In a previous post, I talked about using forgiveness to move forward with our lives. Resentment, pain, anger, and other negative feelings we attach to past events and other people can keep us from living in the present moment. We can live predominantly in the past, thinking and dwelling on past events, keeping us forever stuck in those events and not fully living our lives here and now.

I also reviewed that there are disadvantages and advantages to hanging onto resentment and refusing to forgive. If you are still feeling like the advantages outweigh the disadvantages, and that you're not ready to forgive, that's ok.

However, if you feel ready to forgive, let's talk about what that actually looks like. I've found that it's helpful to have a brief, but explicit, ritual around forgiveness. By explicit I mean clear, noticeable, and demonstrated to you. I think it's great to keep this private, so by "explicit" I do not mean a public demonstration. By ritual, I mean something that is meaningful and symbolic to you. Sometimes the word "ritual" brings up negative connotations of robes and chanting and outdated religious ceremonies. Instead, I encourage you to think of the word "ritual" as something signifying a meaningful, purposeful, intention-filled activity. One might make a ritual of their morning coffee - savoring the flavors, the warmth of the mug, the aroma, and dropping into their bodies in the present moment.




Forgiveness is an act that we take on with intention and meaning. Therefore, I encourage you to see forgiveness as an act that you engage in with a ritualistic manner. Emmet Fox, a New Thought writer, has an interesting approach to forgiveness that I've really enjoyed. Feel free to adopt it or modify it if it feels good to you.

When a past event comes to your attention with a punch of negative feelings - guilt, resentment, hurt, anger, embarrassment... it's likely that there is someone or something to forgive in there. I've found that forgiveness is an excellent way to release negative feelings that are tied to past hurts or disappointments.

So, once you identify someone or something to forgive, take some time to yourself to quiet down and center. Next, engage in some kind of task that helps you get into the present moment. Here are some different ideas to briefly center yourself:
  • Light a candle
  • Meditate for a few minutes
  • Do deep belly breathing exercises
  • Read from a meditation book
  • Pray
  • Do some neck rolls or stretching



After you've given yourself some kind of centering "treatment", engage in your forgiveness exercise.

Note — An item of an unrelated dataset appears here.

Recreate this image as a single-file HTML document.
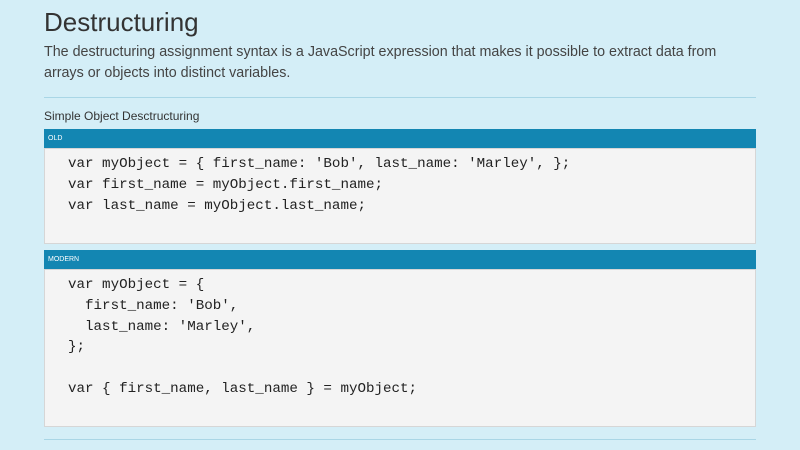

Here are some words, adopted from those of Emmet Fox, that might help you:

"I fully and freely forgive ______. I loose him/her and let him/her go. I completely forgive the whole business in question. As far as I'm concerned, it is finished forever. I release the burden of resentment (or hurt, humiliation, anger) upon my higher power. S/he is free now, and I am free too. I wish him/her well in every phase of their life. That incident is finished. Forgiveness has set us both free. Thank you."

Then, move on with your day. If/when thoughts of this past hurt come back to you, briefly acknowledge that they showed up, send impersonal good will to the person you have forgiven, and release the thought.

This exercise might have more meaning to you if you believe in a higher power or have a spiritual leaning. However, if you identify as atheist, you could release the burden of resentment onto your inner self or a wiser, calmer version of yourself.





I find that engaging in a purposeful, clear exercise such as the above helps to make it clear to myself my intention (to forgive and move forward with my life) and that helps me to follow through with releasing resentment and rumination.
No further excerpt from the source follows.